Che noi siamo una platea oltre che nauseata, anche stanca di vedere in ogni teatro la stessa commedia è una cosa ormai certa, assodata; ma quello che non comprendiamo allo stesso tempo è che noi per assistere a questo mero spettacolo paghiamo pure un biglietto d’ingresso pure salato. Si sente in quest’aria frizzantina di maggio nascere uno strano desiderio o forse la necessità dei nostri polmoni di respirare un’altra aria fresca che ventilando ci ossigeni, ci faccia tornare a vivere cavalcando forse cavalli freschi di speranza.

Ci sono e li incontriamo per le strade di “ Cartulandia” imbonitori e saltimbanchi, funamboli, che recitando e rappresentandosi in tutte le loro forme vorrebbero incantarci e risvegliare in noi quella che un tempo arcaico si chiamava – attenzione – questi sono attori di strada in stanchevoli è gente che non molla, che conosce il loro mestiere, e sanno anche come meglio rappresentarcela questa lurida e schifosa, noiosa opera buffa.

Essi portano avanti ciò che i loro padri hanno scritto, è un copione che conoscono profondamente e in ogni sua partitura solo loro, noi no poiché siamo solo a margine e di questa, possiamo solo coglierne le sfumate verità centellinate con preziosa cadenza, quasi per diventare una cosa unica noi e loro, tutti aggrovigliati come vermi dentro un catino di terra morbida. Qualcuno indifferentemente attore o spettatore che sia, riesce a risalire il catino per rivedere la luce, magari dopo aver soffocato o stritolato chissà quanti altri vermi. Sere addietro, non ricordo io, spettatore scoglionato e deluso, ho assistito alla recita in un teatro di periferia, di un nano saltatore, il quale ancora mezzo truccato e mezzo no, recitava la sua parte con la quale cercava di spiegarci a noi presenti che lui andato ormai in pensione non è vero che ha percepito o percepisce un compenso mensile stabilito dal grande e spietato, sacrosanto,costituente, “ Emos” pari ad un misero undicimila euro mensile! Lui il piccoletto, dichiarava questa somma come se fosse la cosa più normale di “Cartulandia” ; io mi sono alzato e gli ho detto: Senti piccoletto, perché non ci provi a vivere anche tu non con un undicimila euro al mese, ma con un undicimila centesimi …. E poi magari potresti anche venircelo a dire come si possa vivere dopo in uno dei tanti teatri in cui pagato in passato hai recitato?
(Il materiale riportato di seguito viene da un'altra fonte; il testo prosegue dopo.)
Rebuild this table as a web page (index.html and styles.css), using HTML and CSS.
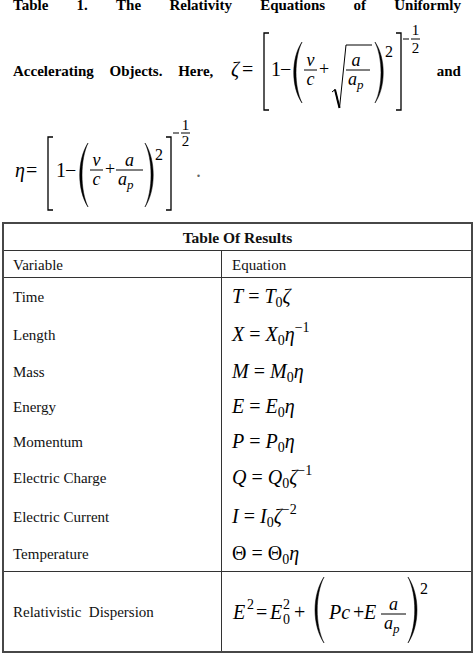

Era solo che un sogno, niente di tutto questo. Ma in realtà è un incubo che non fa dormire nessuno e tutti abbiamo la canotta o la maglia della salute o il pigiama matidi di sudore. E’ un incubo che fa cadere una sottile pioggia di sangue che oltre ad inumidire i muri fatiscenti di Cartulandia, li coloro ormai da tempo di rosso. Non è un rosso comunista, è sangue!

Cosa ci sarebbe da dire oltre ciò? Tanto, moltissimo, e tutto sarebbe ugualmente inutile, poiché ora quasi tutti noi spettatori intimamente aspettiamo la venuta di un messia dal futuro che faccia pulizia, e ci sazi la sete di giustizia che abbiamo e per assistere a nuovi spettacoli in cui non ci saranno differenze poiché saremmo tutti: attori e spettatori allo stesso tempo, con lo stesso biglietto prepagato per salire in treno o su un aereo…. Dipende!